Differences in the ill-health of Mr O’Brien and Mr Kennedy might be drawn, but I am unqualified to do so. What I can do, though, is to point to the most significant differences between the offences committed in the two cases. Kennedy was convicted of two counts of indecent assault relating to two specific incidents: one where he exposed himself to his nine year old niece, and one where he fondled her genital area. These are serious crimes and their likely effect on the victim cannot and should not be minimised. However, they are distinctly different from the systematic rape and abuse that Mr O’Brien admits to having perpetrated on his daughter from the age of seven to seventeen. It may be appropriate to take age and ill-health into account in reaching a proportionate sentence, but they should not override other factors, including the nature of the offences committed.
As of now, the custodial element of the sentence imposed on Mr O’Brien by Carney J. is three years. He has not suspended that. He has, however, released Mr O’Brien on bail pending an appeal to the Court of Criminal Appeal. The better course of action might have been to refuse bail pending appeal, but the case might not then have received the wave of attention it is now receiving and the Court of Criminal Appeal might not have been under pressure to examine further its policy on elderly offenders. Perhaps this is what Carney J. was thinking; though it is of little comfort to Ms Doyle today.
In Kennedy, the Court of Criminal Appeal looked to precedents including People (DPP) v POC (Unreported, ex tempore, Court of Criminal Appeal, Hardiman J., 28th May, 2003) and OB v DPP (Unreported, ex tempore, Supreme Court, 5th February, 2007).

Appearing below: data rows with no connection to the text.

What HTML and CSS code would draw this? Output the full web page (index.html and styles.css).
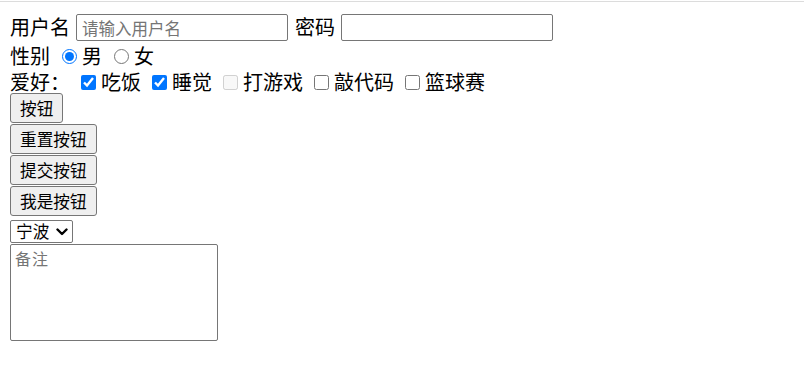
FILE: index.html
```html
<!DOCTYPE html>
<html lang="zh-CN">
<head>
<meta charset="utf-8">
<title>表单</title>
<link rel="stylesheet" href="styles.css">
</head>
<body>
<div class="topline"></div>
<form class="form">
  <div class="row row1">
    <span class="label">用户名</span>
    <input class="text-input first" type="text" placeholder="请输入用户名">
    <span class="label pw-label">密码</span>
    <input class="text-input" type="password">
  </div>
  <div class="row row2">
    <span class="label">性别</span>
    <input class="radio" type="radio" name="sex" checked>
    <span class="label">男</span>
    <input class="radio" type="radio" name="sex">
    <span class="label">女</span>
  </div>
  <div class="row row3">
    <span class="label hobby-label">爱好：</span>
    <input class="check" type="checkbox" checked>
    <span class="label">吃饭</span>
    <input class="check" type="checkbox" checked>
    <span class="label">睡觉</span>
    <input class="check" type="checkbox" disabled>
    <span class="label">打游戏</span>
    <input class="check" type="checkbox">
    <span class="label">敲代码</span>
    <input class="check" type="checkbox">
    <span class="label">篮球赛</span>
  </div>
  <div class="buttons">
    <button class="btn" type="button">按钮</button>
    <button class="btn" type="reset">重置按钮</button>
    <button class="btn" type="submit">提交按钮</button>
    <button class="btn" type="button">我是按钮</button>
  </div>
  <div class="city-wrap">
    <select class="city">
      <option>宁波</option>
    </select>
    <svg class="chevron" width="12" height="8" viewBox="0 0 12 8" aria-hidden="true">
      <path d="M1.5 1.5 L6 6 L10.5 1.5" fill="none" stroke="#000" stroke-width="2.4" stroke-linecap="round" stroke-linejoin="round"/>
    </svg>
  </div>
  <textarea class="note" placeholder="备注"></textarea>
</form>
</body>
</html>
```
FILE: styles.css
```css
html, body {
  margin: 0;
  padding: 0;
  background: #fff;
}

body {
  font-family: "Noto Sans CJK SC", "Noto Sans", sans-serif;
  font-size: 20px;
  color: #000;
}

.topline {
  height: 1px;
  margin-top: 1px;
  background: #dcdcdc;
}

.form {
  display: flex;
  flex-direction: column;
  align-items: flex-start;
  padding: 8px 10px 0;
  margin: 0;
}

.row {
  display: flex;
  align-items: center;
  white-space: nowrap;
}

.row1 {
  height: 33px;
}

.row2 {
  height: 26px;
}

.row3 {
  box-sizing: border-box;
  height: 24px;
  padding-top: 2px;
}

.label {
  display: block;
  line-height: 22px;
}

.text-input {
  box-sizing: border-box;
  width: 212px;
  height: 27px;
  margin: 2px 0 0 6px;
  padding: 0 5px;
  border: 1px solid #767676;
  border-radius: 2px;
  font-family: "Noto Sans CJK SC", sans-serif;
  font-size: 16.5px;
  color: #000;
  background: #fff;
  outline: none;
}

.text-input::placeholder {
  color: #757575;
}

.pw-label {
  margin-left: 7px;
}

.radio {
  width: 15px;
  height: 15px;
  margin: 0 5px 0 12px;
  accent-color: #0075ff;
}

.hobby-label {
  width: 60px;
}

.check {
  width: 15px;
  height: 15px;
  margin: 0 5px 0 11px;
  accent-color: #0075ff;
}

.buttons {
  display: flex;
  flex-direction: column;
  align-items: flex-start;
  gap: 1px;
}

.btn {
  box-sizing: border-box;
  height: 30px;
  padding: 0 9px;
  border: 1px solid #767676;
  border-radius: 3px;
  background: #efefef;
  font-family: "Noto Sans CJK SC", sans-serif;
  font-size: 16.67px;
  line-height: 22px;
  color: #000;
}

.city-wrap {
  position: relative;
  display: flex;
  margin-top: 4px;
}

.city {
  -webkit-appearance: none;
  appearance: none;
  box-sizing: border-box;
  width: 63px;
  height: 23px;
  margin: 0;
  padding: 0 0 0 5px;
  border: 1px solid #767676;
  border-radius: 2px;
  background: #fff;
  font-family: "Noto Sans CJK SC", sans-serif;
  font-size: 16.67px;
  line-height: 21px;
  color: #000;
  outline: none;
}

.chevron {
  position: absolute;
  right: 5px;
  top: 8px;
  pointer-events: none;
}

.note {
  box-sizing: border-box;
  width: 208px;
  height: 97px;
  margin-top: 1px;
  padding: 2px 4px;
  border: 1px solid #767676;
  border-radius: 2px;
  font-family: "Noto Sans CJK SC", sans-serif;
  font-size: 16px;
  letter-spacing: 1px;
  line-height: 22px;
  resize: none;
  outline: none;
}

.note::placeholder {
  color: #757575;
}
```
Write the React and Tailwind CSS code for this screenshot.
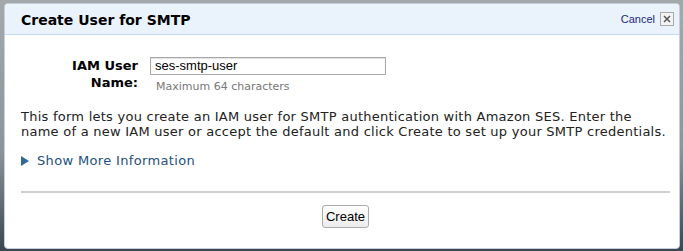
import React from "react";

export default function App() {
  const verdana = { fontFamily: '"DejaVu Sans", Verdana, sans-serif' };
  const arial = { fontFamily: '"Liberation Sans", Arial, sans-serif' };
  return (
    <div className="w-[683px] h-[251px] pt-[3px] pl-[4px] pr-[3px] pb-[2px] bg-[linear-gradient(180deg,#a3a9ab_0%,#8c949a_60%,#3b4652_100%)] overflow-hidden">
      <div className="w-[676px] h-[246px] bg-white rounded-[4px] border border-[#c4cfd9] overflow-hidden flex flex-col">
        <div className="h-[31px] shrink-0 bg-[#eaf2fc] border-b border-[#c3dbf0] flex items-center pl-[16px] pr-[5px]">
          <div className="text-[14px] font-bold text-black leading-none pt-[1px]" style={verdana}>
            Create User for SMTP
          </div>
          <div className="ml-auto flex items-center gap-[5px]">
            <span className="text-[11px] text-[#1b2a7a] leading-none" style={arial}>Cancel</span>
            <span className="w-[14px] h-[14px] border border-[#a9a9a9] bg-[#f3f3f3] flex items-center justify-center">
              <svg width="8" height="8" viewBox="0 0 8 8">
                <path d="M1 1 L7 7 M7 1 L1 7" stroke="#555" strokeWidth="1.5" />
              </svg>
            </span>
          </div>
        </div>
        <div className="pl-[16px] pr-[9px] flex flex-col">
          <div className="flex items-start mt-[22px]">
            <div className="w-[117px] text-right text-[13px] font-bold leading-[17px] text-black" style={verdana}>
              IAM User<br />Name:
            </div>
            <div className="ml-[12px] flex flex-col">
              <div className="w-[236px] h-[18px] border border-[#a8a8a8] shadow-[inset_0_1px_1px_rgba(0,0,0,0.12)] flex items-center pl-[4px] text-[13px] text-black" style={arial}>
                ses-smtp-user
              </div>
              <div className="mt-[5px] pl-[6px] text-[11px] leading-[14px] text-[#777]" style={verdana}>
                Maximum 64 characters
              </div>
            </div>
          </div>
          <p className="mt-[15px] text-[13px] leading-[15px] tracking-[0.25px] text-[#222] whitespace-nowrap" style={verdana}>
            This form lets you create an IAM user for SMTP authentication with Amazon SES. Enter the
            <br />
            name of a new IAM user or accept the default and click Create to set up your SMTP credentials.
          </p>
          <div className="mt-[14px] flex items-center h-[15px]">
            <svg width="8" height="10" viewBox="0 0 8 10">
              <path d="M0 0 L8 5 L0 10 Z" fill="#2f6a99" />
            </svg>
            <span className="ml-[8px] text-[13px] tracking-[0.35px] text-[#1e4f7e]" style={verdana}>
              Show More Information
            </span>
          </div>
          <div className="mt-[23px] h-[2px] bg-[#cfcfcf]" />
          <div className="flex justify-center mt-[12px]">
            <button className="h-[23px] w-[47px] border border-[#ababab] rounded-[3px] bg-[linear-gradient(180deg,#ffffff,#ececec)] text-[13px] text-black" style={arial}>
              Create
            </button>
          </div>
        </div>
      </div>
    </div>
  );
}
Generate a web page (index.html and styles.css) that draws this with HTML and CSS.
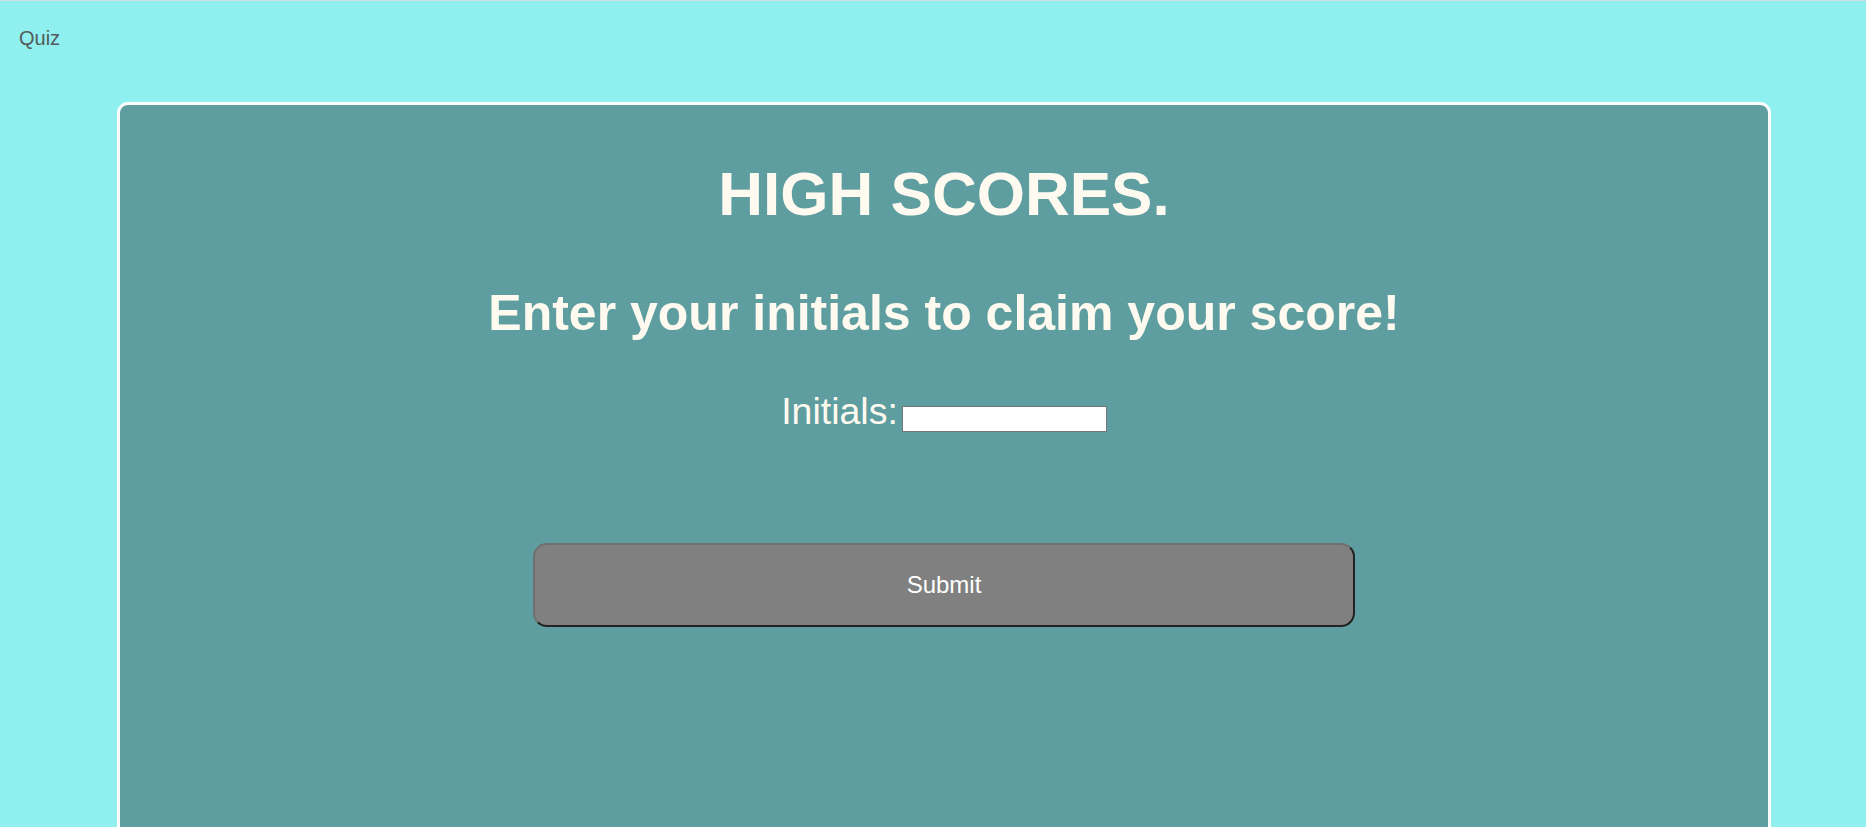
FILE: index.html
```html
<!DOCTYPE html>
<html lang="en">
<head>
<meta charset="utf-8">
<title>Quiz</title>
<link rel="stylesheet" href="styles.css">
</head>
<body>
<header class="top-bar">
  <span class="brand">Quiz</span>
</header>
<main class="card">
  <h1 class="title">HIGH SCORES.</h1>
  <h2 class="subtitle">Enter your initials to claim your score!</h2>
  <div class="initials-row">
    <label class="initials-label" for="initials">Initials:</label>
    <input class="initials-input" id="initials" type="text">
  </div>
  <button class="submit-btn" type="button">Submit</button>
</main>
</body>
</html>
```

FILE: styles.css
```css
html {
  background: #8ff0ef;
}

body {
  margin: 0;
  border-top: 1px solid #d4dde1;
  font-family: "Liberation Sans", Arial, sans-serif;
  background: #8ff0ef;
  min-height: 900px;
}

.top-bar {
  padding: 26px 19px 0;
  height: 22px;
  line-height: 23px;
}

.brand {
  font-size: 20px;
  color: #555a5a;
}

.card {
  margin: 53px 95px 0 117px;
  border: 3px solid #ffffff;
  border-radius: 11px;
  background: #5f9ea0;
  min-height: 900px;
  display: flex;
  flex-direction: column;
  align-items: center;
  color: #fffaf0;
}

.title {
  margin: 53px 0 0;
  font-size: 62px;
  font-weight: bold;
  line-height: 71px;
}

.subtitle {
  margin: 56px 0 0;
  font-size: 50px;
  font-weight: bold;
  line-height: 57px;
}

.initials-row {
  margin-top: 47px;
  display: flex;
  align-items: flex-end;
  gap: 4px;
  height: 44px;
}

.initials-label {
  font-size: 37.5px;
  line-height: 44px;
}

.initials-input {
  box-sizing: border-box;
  width: 205px;
  height: 26px;
  margin: 0 0 1px;
  border: 1px solid #767676;
  background: #ffffff;
  padding: 1px 2px;
}

.submit-btn {
  margin-top: 110px;
  box-sizing: border-box;
  width: 822px;
  height: 84px;
  border: 2px solid;
  border-color: #707070 #222222 #222222 #707070;
  border-radius: 14px;
  background: #808080;
  color: #ffffff;
  font-family: "Liberation Sans", Arial, sans-serif;
  font-size: 24px;
}
```
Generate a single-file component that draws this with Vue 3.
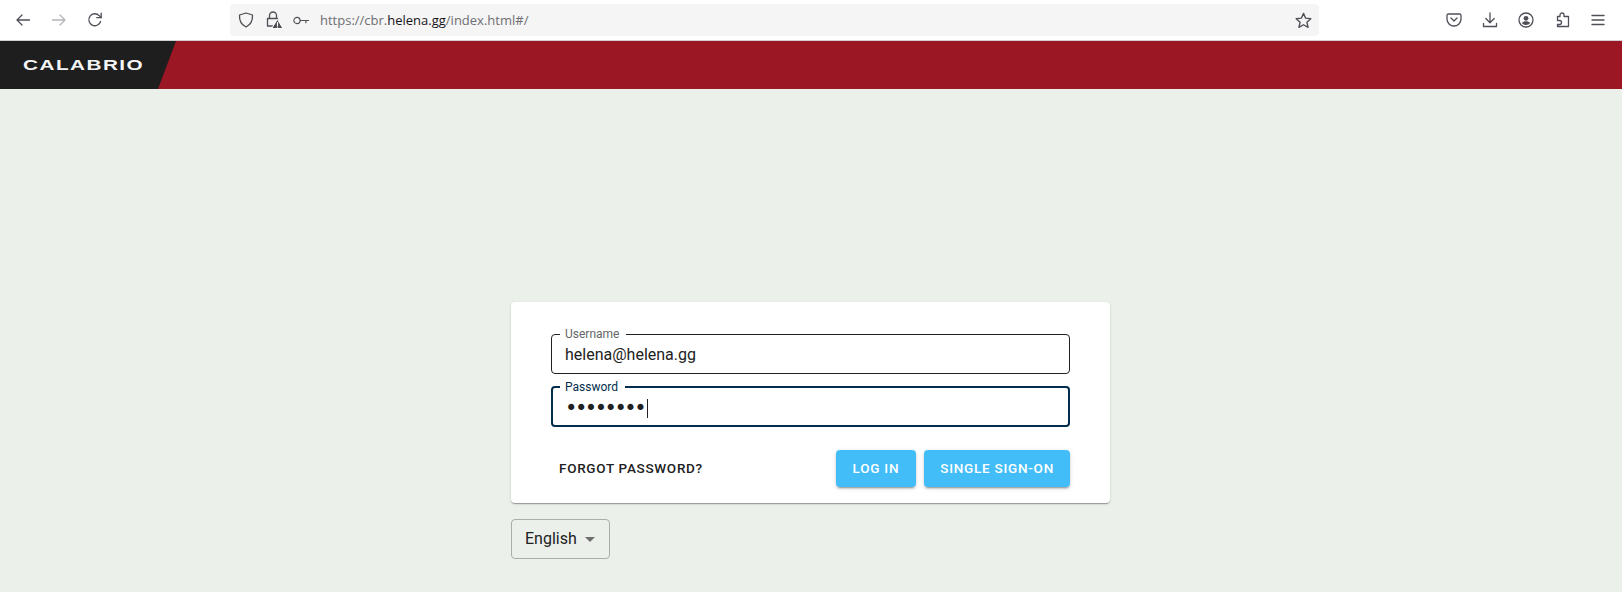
<template>
  <div class="page">
    <div class="toolbar">
      <div class="nav">
        <button class="tb-btn">
          <svg viewBox="0 0 16 16" class="icon"><path d="M14.5 8H2M7 3 2 8l5 5" /></svg>
        </button>
        <button class="tb-btn disabled">
          <svg viewBox="0 0 16 16" class="icon"><path d="M1.5 8H14M9 3l5 5-5 5" /></svg>
        </button>
        <button class="tb-btn">
          <svg viewBox="0 0 16 16" class="icon"><path d="M13.6 9.5A6 6 0 1 1 12.2 3.6L14 5.5" /><path d="M14.2 1.2v4.5H9.800" /></svg>
        </button>
      </div>
      <div class="urlbar">
        <svg viewBox="0 0 16 16" class="icon shield"><path d="M8 1 14.5 3c.3 5.5-1.6 9.600-6.500 12C3.100 12.600 1.200 8.500 1.500 3z" /></svg>
        <svg viewBox="0 0 18 18" class="icon lock">
          <path d="M4.500 7V4.500a3.500 3.500 0 0 1 7 0V7M2.500 7.500h10V15h-10z" />
          <path class="warn" d="M12.500 8.500 18 17.500H7z" />
          <path class="mark" d="M12.500 11.500v3M12.500 15.800v.4" />
        </svg>
        <svg viewBox="0 0 18 10" class="icon key"><circle cx="4.500" cy="5" r="3.500" /><path d="M8 5h9.500M14.500 5v2.500" /></svg>
        <span class="url">https://cbr.<b>helena.gg</b>/index.html#/</span>
        <svg viewBox="0 0 16 16" class="icon star"><path d="m8 1.300 2 4.500 4.900.5-3.700 3.300 1.100 4.800L8 12l-4.300 2.400 1.100-4.800L1.100 6.300 6 5.800z" /></svg>
      </div>
      <div class="tools">
        <svg viewBox="0 0 16 16" class="icon"><path d="M2.500 2h11A1.500 1.500 0 0 1 15 3.500V7a7 7 0 0 1-14 0V3.500A1.500 1.500 0 0 1 2.500 2z" /><path d="m5 6 3 3 3-3" /></svg>
        <svg viewBox="0 0 16 16" class="icon"><path d="M8 1v9.500M3.800 6.500 8 10.700l4.200-4.200M1.500 11.500v3h13v-3" /></svg>
        <svg viewBox="0 0 16 16" class="icon">
          <circle cx="8" cy="8" r="7" />
          <circle class="fill" cx="8" cy="6.300" r="2.400" />
          <path class="fill" d="M3.800 11c1-1.300 2.500-1.800 4.200-1.800s3.200.5 4.200 1.800c-1 1.300-2.500 2-4.200 2s-3.200-.7-4.200-2z" />
        </svg>
        <svg viewBox="0 0 16 16" class="icon"><path d="M6 3.200V3a2 2 0 0 1 4 0v1.500h4.500v10H3.500v-2h2a2 2 0 0 0 0-4h-2v-4H6z" /></svg>
        <svg viewBox="0 0 16 16" class="icon"><path d="M2 3.500h12M2 8h12M2 12.500h12" /></svg>
      </div>
    </div>

    <header class="brandbar">
      <div class="brand"><span class="logo">CALABRIO</span></div>
    </header>

    <main class="content">
      <form class="card" @submit.prevent>
        <fieldset class="field">
          <legend>Username</legend>
          <div class="value">{{ username }}</div>
        </fieldset>
        <fieldset class="field focused">
          <legend>Password</legend>
          <div class="value dots">{{ mask }}<i class="caret"></i></div>
        </fieldset>
        <div class="actions">
          <a class="forgot">FORGOT PASSWORD?</a>
          <div class="buttons">
            <button class="btn login">LOG IN</button>
            <button class="btn sso">SINGLE SIGN-ON</button>
          </div>
        </div>
      </form>
      <div class="lang">
        <span>English</span>
        <i class="arrow"></i>
      </div>
    </main>
  </div>
</template>

<script setup>
const username = 'helena@helena.gg'
const mask = '•'.repeat(8)
</script>

<style>
html, body { margin: 0; height: 100%; background: #ebf0eb; }
</style>

<style scoped>
.page {
  width: 1622px;
  height: 592px;
  overflow: hidden;
  background: #ebf0eb;
  font-family: Roboto, "Liberation Sans", sans-serif;
  color: #212121;
}

.toolbar {
  height: 40px;
  box-sizing: content-box;
  display: flex;
  align-items: center;
  background: #fff;
  border-bottom: 1px solid #cfcfd4;
}
.icon {
  width: 16px;
  height: 16px;
  fill: none;
  stroke: #4f4f57;
  stroke-width: 1.3;
  stroke-linejoin: round;
  stroke-linecap: round;
  flex: none;
}
.icon .fill { fill: #4f4f57; stroke: none; }
.icon .warn { fill: #4f4f57; stroke: #fff; stroke-width: 1; }
.icon .mark { stroke: #fff; stroke-width: 1.1; }
.nav {
  display: flex;
  gap: 20px;
  padding-left: 15px;
  width: 230px;
  box-sizing: border-box;
}
.tb-btn {
  width: 16px;
  height: 16px;
  padding: 0;
  border: 0;
  background: none;
  display: flex;
}
.tb-btn.disabled .icon { stroke: #b4b4b8; }
.urlbar {
  width: 1089px;
  height: 32px;
  display: flex;
  align-items: center;
  background: #f5f5f5;
  border-radius: 4px;
  padding: 0 7px 0 8px;
  box-sizing: border-box;
}
.shield { width: 16px; height: 16px; margin-right: 11px; }
.lock { width: 18px; height: 18px; margin-right: 10px; }
.key { width: 16px; height: 9px; margin-right: 11px; }
.star { width: 17px; height: 17px; margin-left: auto; }
.url {
  font-family: "Open Sans", sans-serif;
  font-size: 13px;
  color: #6e6e73;
}
.url b { font-weight: 400; color: #15141a; }
.tools {
  display: flex;
  align-items: center;
  gap: 20px;
  padding-left: 127px;
}

.brandbar {
  height: 48px;
  background: #9b1724;
}
.brand {
  width: 176px;
  height: 48px;
  background: #1e1e1e;
  clip-path: polygon(0 0, 100% 0, 158px 100%, 0 100%);
  display: flex;
  align-items: center;
}
.logo {
  margin-left: 23px;
  font-family: "Liberation Sans", sans-serif;
  font-weight: 700;
  font-size: 14px;
  letter-spacing: 1px;
  color: #f4f4f4;
  transform: scaleX(1.48);
  transform-origin: left center;
}

.content {
  display: flex;
  flex-direction: column;
  width: 600px;
  margin: 0 auto;
  padding-top: 213px;
}
.card {
  width: 599px;
  height: 201px;
  box-sizing: border-box;
  padding: 25px 40px 0 40px;
  background: #fff;
  border-radius: 4px;
  box-shadow: 0 2px 1px -1px rgba(0,0,0,.2), 0 1px 1px 0 rgba(0,0,0,.14), 0 1px 3px 0 rgba(0,0,0,.12);
}
.field {
  margin: 0 0 6px;
  padding: 0 13px;
  height: 47px;
  box-sizing: border-box;
  border: 1px solid #212121;
  border-radius: 4px;
  min-width: 0;
}
.field legend {
  padding: 0 7px 0 5px;
  margin-left: -5px;
  font-size: 12px;
  line-height: 14px;
  color: #666;
}
.value {
  font-size: 16px;
  line-height: 24px;
  margin-top: 2px;
  color: #212121;
}
.focused {
  border: 2px solid #012e4d;
  padding: 0 12px;
}
.focused legend { color: #012e4d; margin-top: -1px; }
.dots {
  display: flex;
  align-items: center;
  letter-spacing: -2.5px;
  font-family: "DejaVu Sans", sans-serif;
  font-size: 21px;
}
.caret {
  width: 1px;
  height: 19px;
  background: #212121;
  margin-left: 3px;
}
.actions {
  display: flex;
  align-items: center;
  justify-content: space-between;
  margin-top: 23px;
}
.forgot {
  margin: 0 0 2px 8px;
  font-size: 13.5px;
  font-weight: 500;
  letter-spacing: 0.7px;
  color: #212121;
}
.buttons { display: flex; gap: 8px; }
.btn {
  height: 37px;
  padding: 0 16px 2px;
  border: 0;
  border-radius: 4px;
  background: #43bdf8;
  color: #fff;
  font-family: inherit;
  font-size: 13.5px;
  font-weight: 500;
  letter-spacing: 0.75px;
  box-shadow: 0 3px 1px -2px rgba(0,0,0,.2), 0 2px 2px 0 rgba(0,0,0,.14), 0 1px 5px 0 rgba(0,0,0,.12);
}
.login { padding: 0 17px 2px; }
.lang {
  align-self: flex-start;
  margin-top: 16px;
  width: 99px;
  height: 40px;
  box-sizing: border-box;
  display: flex;
  align-items: center;
  gap: 8px;
  padding: 0 0 2px 13px;
  border: 1px solid #a8aea8;
  border-radius: 4px;
  font-size: 16px;
}
.arrow {
  width: 0;
  height: 0;
  border-left: 5px solid transparent;
  border-right: 5px solid transparent;
  border-top: 5px solid #6e6e6e;
  margin-top: 2px;
}
</style>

In POC, the somewhat confusing view was taken by Hardiman J. that a sentence imposed on a man in his seventies would occupy a more significant portion of his life than a sentence imposed in circumstances where the offences had been reported immediately. The logic behind this statement is difficult to follow. It is arguable, for example, that serving a three year sentence between the ages of 20 and 23 would be more “significant” than doing so between 70 and 73. Serving the sentence in one’s youth is likely to have a detrimental impact on one’s future career prospects, one’s personal life, one’s educational prospects etc. An appeal to the Court of Criminal Appeal from this week’s decision may present an opportunity for that court to clarify its reasoning in cases of this nature, and to tease out its views on the issues in more detail.
In OB, Hardiman J. (again), in the Supreme Court, described the issue to be decided as “a strong case in what you might call visceral justice” and stated that the Court must be alert not to replace one injustice with another. This phraseology seems to have played on Carney J.’s mind this week and to have influenced his decision. The public response, however, suggests that the concept of “visceral justice” is subjective, and the courts’ view of its impact on the sentencing of aged offenders is not necessarily universal.
It is to be hoped that any appeal in this case is heard expeditiously, as the issues are important and pressing. Patrick O’Brien’s age may mean that imprisonment occupies a “significant portion of his life”, but his own admitted actions may yet result in that imprisonment. His daughter bears no responsibility for what he did to her in the most significant part of her life, her childhood.